WORK INSTRUCTIONS:
Copy from the first line below down to and including the line with "const METHODS = ['SFTP', 'FTP', 'Dropbox', 'Google". Skip the pictures.

SUPPLIED MATERIAL:
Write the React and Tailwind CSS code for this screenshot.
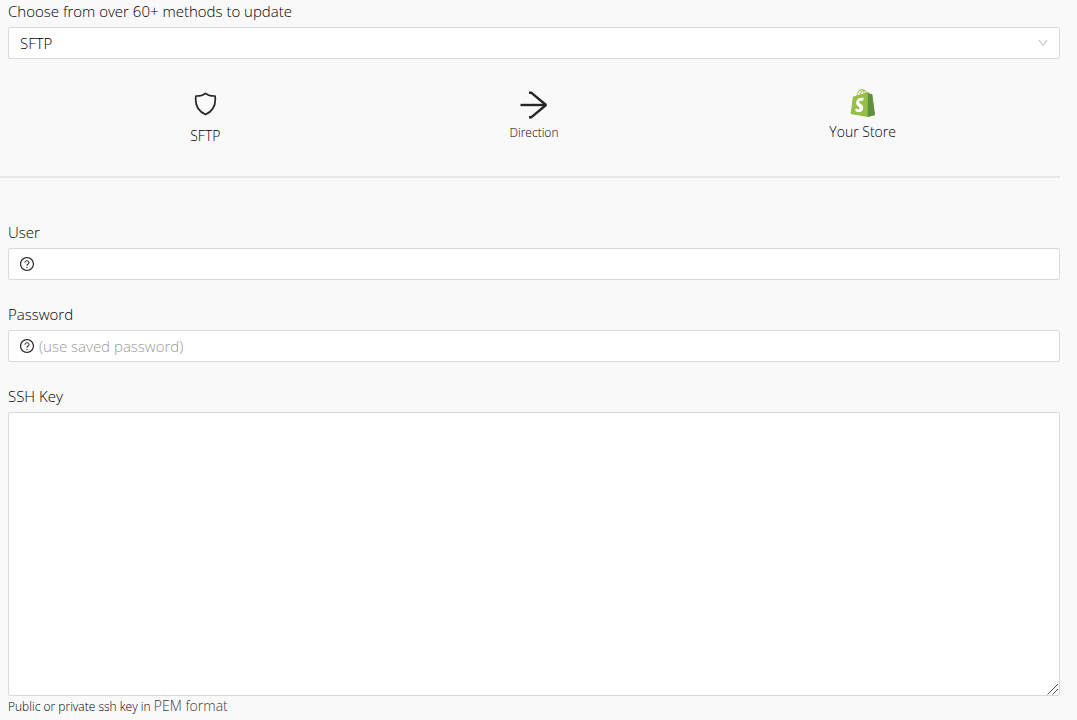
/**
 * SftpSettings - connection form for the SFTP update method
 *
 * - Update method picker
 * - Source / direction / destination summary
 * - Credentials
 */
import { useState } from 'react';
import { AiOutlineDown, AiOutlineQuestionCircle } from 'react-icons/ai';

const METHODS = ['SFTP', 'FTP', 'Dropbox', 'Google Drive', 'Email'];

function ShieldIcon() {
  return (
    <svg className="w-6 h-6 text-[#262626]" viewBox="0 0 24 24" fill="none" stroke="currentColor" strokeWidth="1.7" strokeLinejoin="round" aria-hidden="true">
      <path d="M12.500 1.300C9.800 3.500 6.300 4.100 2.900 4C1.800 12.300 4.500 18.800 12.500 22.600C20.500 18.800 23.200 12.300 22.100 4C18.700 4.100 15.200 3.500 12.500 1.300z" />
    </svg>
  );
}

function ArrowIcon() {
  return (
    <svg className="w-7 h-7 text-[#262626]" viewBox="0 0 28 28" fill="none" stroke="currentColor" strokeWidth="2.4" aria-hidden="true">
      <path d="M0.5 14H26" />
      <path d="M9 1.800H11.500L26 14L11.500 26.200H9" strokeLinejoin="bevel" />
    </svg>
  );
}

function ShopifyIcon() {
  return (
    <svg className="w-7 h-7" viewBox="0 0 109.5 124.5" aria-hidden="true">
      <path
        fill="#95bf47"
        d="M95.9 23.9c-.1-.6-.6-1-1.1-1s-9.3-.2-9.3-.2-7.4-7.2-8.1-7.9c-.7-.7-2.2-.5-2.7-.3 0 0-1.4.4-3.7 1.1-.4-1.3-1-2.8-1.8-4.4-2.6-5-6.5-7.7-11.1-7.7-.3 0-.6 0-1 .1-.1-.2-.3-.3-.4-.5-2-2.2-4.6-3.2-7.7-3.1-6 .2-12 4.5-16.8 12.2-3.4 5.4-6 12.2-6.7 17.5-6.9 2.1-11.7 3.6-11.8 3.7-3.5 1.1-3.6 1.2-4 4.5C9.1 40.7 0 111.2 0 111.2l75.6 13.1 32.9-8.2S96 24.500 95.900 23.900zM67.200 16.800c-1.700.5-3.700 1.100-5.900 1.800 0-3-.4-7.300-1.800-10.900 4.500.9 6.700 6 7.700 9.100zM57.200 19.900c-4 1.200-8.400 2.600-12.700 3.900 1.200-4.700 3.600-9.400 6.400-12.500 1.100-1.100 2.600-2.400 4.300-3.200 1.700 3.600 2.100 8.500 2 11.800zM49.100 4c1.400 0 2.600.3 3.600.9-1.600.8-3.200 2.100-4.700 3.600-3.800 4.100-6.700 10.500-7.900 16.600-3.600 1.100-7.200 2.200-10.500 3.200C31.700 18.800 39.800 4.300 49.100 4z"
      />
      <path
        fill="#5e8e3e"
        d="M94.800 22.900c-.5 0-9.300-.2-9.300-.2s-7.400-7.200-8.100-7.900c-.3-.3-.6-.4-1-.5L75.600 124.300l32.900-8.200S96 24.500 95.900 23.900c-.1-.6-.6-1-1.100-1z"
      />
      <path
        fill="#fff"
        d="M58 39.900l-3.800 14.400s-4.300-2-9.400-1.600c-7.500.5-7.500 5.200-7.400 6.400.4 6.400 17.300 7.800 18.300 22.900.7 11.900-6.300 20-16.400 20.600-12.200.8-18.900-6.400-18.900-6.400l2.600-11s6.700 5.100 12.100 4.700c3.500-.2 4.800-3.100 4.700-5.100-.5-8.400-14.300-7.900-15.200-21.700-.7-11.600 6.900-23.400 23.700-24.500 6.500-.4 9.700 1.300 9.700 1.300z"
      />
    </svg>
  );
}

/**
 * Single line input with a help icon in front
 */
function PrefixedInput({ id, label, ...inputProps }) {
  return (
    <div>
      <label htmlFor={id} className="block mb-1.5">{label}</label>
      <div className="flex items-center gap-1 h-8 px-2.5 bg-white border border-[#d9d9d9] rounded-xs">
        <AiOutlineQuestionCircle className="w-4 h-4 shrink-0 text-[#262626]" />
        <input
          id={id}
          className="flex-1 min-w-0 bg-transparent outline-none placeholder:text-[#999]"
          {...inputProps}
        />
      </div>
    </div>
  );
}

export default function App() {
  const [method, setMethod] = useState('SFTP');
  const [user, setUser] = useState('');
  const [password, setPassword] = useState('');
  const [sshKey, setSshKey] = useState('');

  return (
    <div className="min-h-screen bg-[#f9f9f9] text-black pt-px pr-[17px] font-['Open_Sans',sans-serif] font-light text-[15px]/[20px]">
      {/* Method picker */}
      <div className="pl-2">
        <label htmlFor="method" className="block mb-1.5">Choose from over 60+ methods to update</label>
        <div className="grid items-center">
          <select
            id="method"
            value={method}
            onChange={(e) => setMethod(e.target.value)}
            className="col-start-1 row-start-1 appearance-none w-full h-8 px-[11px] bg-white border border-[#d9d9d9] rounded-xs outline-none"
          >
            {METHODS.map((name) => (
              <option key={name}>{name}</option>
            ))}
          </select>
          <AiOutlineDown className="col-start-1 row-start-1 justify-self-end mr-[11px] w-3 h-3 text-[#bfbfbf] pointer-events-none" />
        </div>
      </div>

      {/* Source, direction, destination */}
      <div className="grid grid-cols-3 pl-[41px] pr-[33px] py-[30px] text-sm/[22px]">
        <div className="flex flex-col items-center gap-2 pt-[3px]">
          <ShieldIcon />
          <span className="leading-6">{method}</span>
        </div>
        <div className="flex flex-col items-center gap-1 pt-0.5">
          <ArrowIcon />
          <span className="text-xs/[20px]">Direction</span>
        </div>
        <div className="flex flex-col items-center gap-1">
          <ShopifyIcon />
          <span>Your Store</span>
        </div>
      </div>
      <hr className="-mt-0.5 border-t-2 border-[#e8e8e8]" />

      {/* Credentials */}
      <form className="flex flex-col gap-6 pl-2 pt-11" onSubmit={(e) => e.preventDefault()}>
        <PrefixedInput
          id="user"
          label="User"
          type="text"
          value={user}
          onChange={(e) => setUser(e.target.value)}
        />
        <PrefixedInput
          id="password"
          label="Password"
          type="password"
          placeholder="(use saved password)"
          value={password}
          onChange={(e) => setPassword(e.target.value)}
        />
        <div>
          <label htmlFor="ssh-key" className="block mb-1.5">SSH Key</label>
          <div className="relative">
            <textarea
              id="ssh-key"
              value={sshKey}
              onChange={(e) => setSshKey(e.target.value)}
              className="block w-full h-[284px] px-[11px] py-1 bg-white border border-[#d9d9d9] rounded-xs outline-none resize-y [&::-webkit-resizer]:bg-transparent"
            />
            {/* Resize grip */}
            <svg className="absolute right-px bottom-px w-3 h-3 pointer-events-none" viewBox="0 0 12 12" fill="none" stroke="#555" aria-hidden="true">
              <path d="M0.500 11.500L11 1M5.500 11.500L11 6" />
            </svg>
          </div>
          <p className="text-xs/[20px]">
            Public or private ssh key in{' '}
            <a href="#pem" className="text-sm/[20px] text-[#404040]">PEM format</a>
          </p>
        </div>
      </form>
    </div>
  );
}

FINISHED TASK:
Write the React and Tailwind CSS code for this screenshot.
/**
 * SftpSettings - connection form for the SFTP update method
 *
 * - Update method picker
 * - Source / direction / destination summary
 * - Credentials
 */
import { useState } from 'react';
import { AiOutlineDown, AiOutlineQuestionCircle } from 'react-icons/ai';

const METHODS = ['SFTP', 'FTP', 'Dropbox', 'Google Drive', 'Email'];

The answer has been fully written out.